A disciplina é uma base impositiva. Respeitar horários e compromissos. Respeitar a todos e valorizá-los. Adultos não gostam de ficar embaraçados frente a outras pessoas. Não existe detrito absoluto, assinalava o romeno Virghuil Gheorguil. Toda idéia tem um valor. Ninguém é o dono da verdade absoluta, muito menos o facilitador. O uso de técnicas de aprendizagem e temas realísticos estimulam e ajudam a participação. Não se enfatiza protagonistas nas organizações, pois o próprio grupo vai eleger seu líder para cada situação. Os questionamentos são direcionados às organizações e seus componentes exercitam a combinar a resposta que irão dar. A responsabilidade é de todos.
CONCLUSÃO
Várias outras características particulares do modelo andragógico poderiam ser abordadas, entretanto foram comentadas algumas julgadas relevantes.
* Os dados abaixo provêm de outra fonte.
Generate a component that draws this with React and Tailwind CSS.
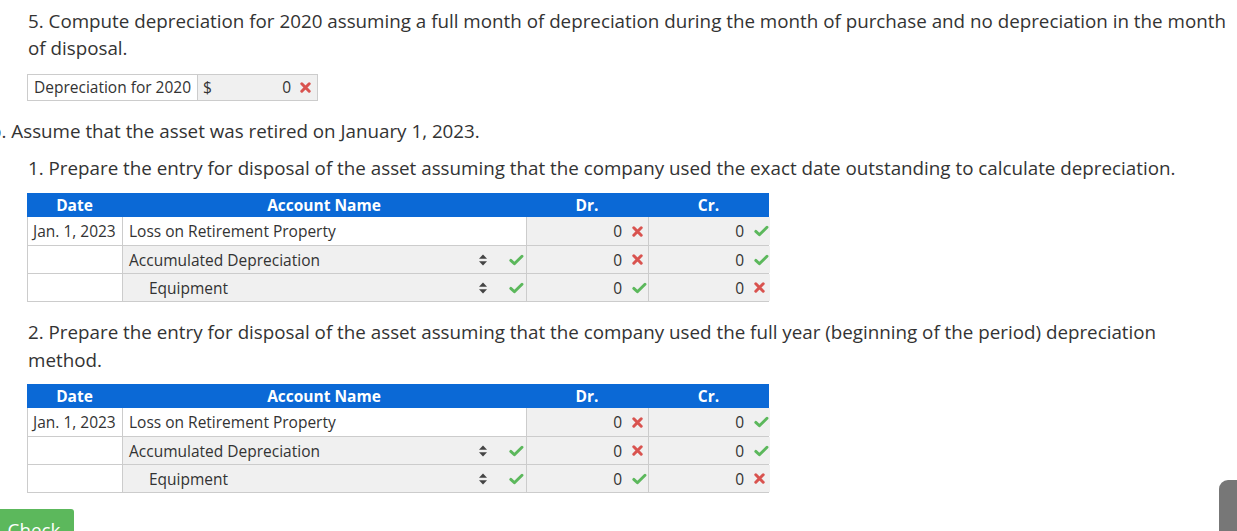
import React from "react";

const Check = () => (
  <svg width="15" height="12" viewBox="0 0 15 12" className="block">
    <path d="M1.8 6.4 L5.4 9.8 L13 2.2" fill="none" stroke="#5cb85c" strokeWidth="2.9" strokeLinecap="round" strokeLinejoin="round" />
  </svg>
);

const Cross = () => (
  <svg width="11" height="11" viewBox="0 0 11 11" className="block">
    <path d="M1.8 1.8 L9.2 9.2 M9.2 1.8 L1.8 9.2" fill="none" stroke="#d9534f" strokeWidth="3" strokeLinecap="round" />
  </svg>
);

const Sort = () => (
  <svg width="10" height="14" viewBox="0 0 10 14" className="block">
    <path d="M5 1.5 L9 5.8 L1 5.8 Z" fill="#444" />
    <path d="M1 8.2 L9 8.2 L5 12.5 Z" fill="#444" />
  </svg>
);

const Amount = ({ ok }) => (
  <div className="flex h-full items-center justify-end bg-[#f0f0f0]">
    <span className="mr-[10px]">0</span>
    <span className="flex w-[16px] items-center">{ok ? <Check /> : <Cross />}</span>
  </div>
);

const rows = [
  { date: "Jan. 1, 2023", name: "Loss on Retirement Property", indent: false, first: true, dr: false, cr: true },
  { date: "", name: "Accumulated Depreciation", indent: false, first: false, dr: false, cr: true },
  { date: "", name: "Equipment", indent: true, first: false, dr: true, cr: false },
];

const Journal = () => (
  <div className="ml-[-1px] w-[742px] border-b border-[#ccc] text-[15.5px] leading-[20px]">
    <div className="grid h-[24px] grid-cols-[95px_404px_122px_121px] bg-[#0b69d6] font-bold text-white">
      <div className="flex items-center justify-center">Date</div>
      <div className="flex items-center justify-center">Account Name</div>
      <div className="flex items-center justify-center">Dr.</div>
      <div className="flex items-center justify-center">Cr.</div>
    </div>
    {rows.map((r, i) => (
      <div
        key={i}
        className={`grid h-[28px] grid-cols-[95px_404px_122px_121px] border-l border-r border-[#ccc] ${i > 0 ? "border-t" : ""}`}
      >
        <div className="flex items-center border-r border-[#ccc] bg-white pl-[5px]">{r.date}</div>
        <div
          className={`flex items-center border-r border-[#ccc] ${r.first ? "bg-white" : "bg-[#f0f0f0]"} ${r.indent ? "pl-[26px]" : "pl-[6px]"}`}
        >
          <span className="flex-1">{r.name}</span>
          {!r.first && (
            <span className="flex items-center pr-[2px]">
              <span className="mr-[21px] flex items-center"><Sort /></span>
              <Check />
            </span>
          )}
        </div>
        <div className="border-r border-[#ccc]">
          <Amount ok={r.dr} />
        </div>
        <div>
          <Amount ok={r.cr} />
        </div>
      </div>
    ))}
  </div>
);

export default function App() {
  return (
    <div className="relative h-[531px] w-[1237px] overflow-hidden bg-white font-['Open_Sans',sans-serif] text-[#333]">
      <div className="pl-[28px] pr-[8px] pt-[8px]">
        <p className="text-[18.8px] leading-[27px]">
          5. Compute depreciation for 2020 assuming a full month of depreciation during the month of purchase and no depreciation in the month of disposal.
        </p>
        <div className="ml-[-1px] mt-[12px] flex h-[27px] w-[291px] border border-[#ccc] text-[15.5px]">
          <div className="flex w-[170px] items-center border-r border-[#ccc] pl-[6px]">Depreciation for 2020</div>
          <div className="flex flex-1 items-center bg-[#f0f0f0] pl-[5px] pr-[6px]">
            <span className="flex-1">$</span>
            <span className="mr-[9px]">0</span>
            <Cross />
          </div>
        </div>
        <p className="ml-[-38px] mt-[17px] text-[18.8px] leading-[27px]">b. Assume that the asset was retired on January 1, 2023.</p>
        <p className="mt-[10px] text-[18.8px] leading-[27px]">
          1. Prepare the entry for disposal of the asset assuming that the company used the exact date outstanding to calculate depreciation.
        </p>
        <div className="mt-[11px]">
          <Journal />
        </div>
        <p className="mt-[16px] pr-[60px] text-[18.8px] leading-[28px]">
          2. Prepare the entry for disposal of the asset assuming that the company used the full year (beginning of the period) depreciation method.
        </p>
        <div className="mt-[10px]">
          <Journal />
        </div>
      </div>
      <div className="ml-[-6px] mt-[16px] flex h-[34px] w-[80px] items-start justify-center rounded-[3px] bg-[#5cb85c] pt-[7px] text-[18.8px] text-white">
        Check
      </div>
      <div className="absolute left-[1219px] top-[480px] h-[60px] w-[30px] rounded-tl-[9px] bg-[#777]" />
    </div>
  );
}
Muitos especialistas consideram que a partir do ensino médio e da graduação universitária, o modelo andragógico deve ir substituindo, paulatinamente, o modelo pedagógico na aprendizagem.
É comum confundir que tempestade de idéias e trabalho em pequenos grupos já caracterizam o modelo andragógico, contudo esse procedimento está muito longe de ser verdade. O treinamento dos facilitadores é fundamental e imprescindível. Um curso de extensão para facilitadores de modelo andragógico dura pouco tempo, mas exige extrema dedicação dos participantes e, principalmente, a quebra de um paradigma que muitos relutam em manter.
Em síntese, o modelo é aplicado em treinamentos ou cursos para adultos com experiências e que tenham características particulares de ser: a combinação de aprendizado emocional e cognitivo; atual; interativo; de alto grau de comprometimento pessoal e com a adição de valores; condicionado à individualidade de experiência e cultural; realístico; em fluxo psicológico e gratificante.
O facilitador constitui-se na peça chave e deve ser bem treinado para que, atuando como um catalizador de energia, conduza os participantes ao porto desejado.
Bibliografia:
CAVALCANTI, Roberto A, Revista de Clínica Cirúrgica da Paraíba, Paraíba, 1999.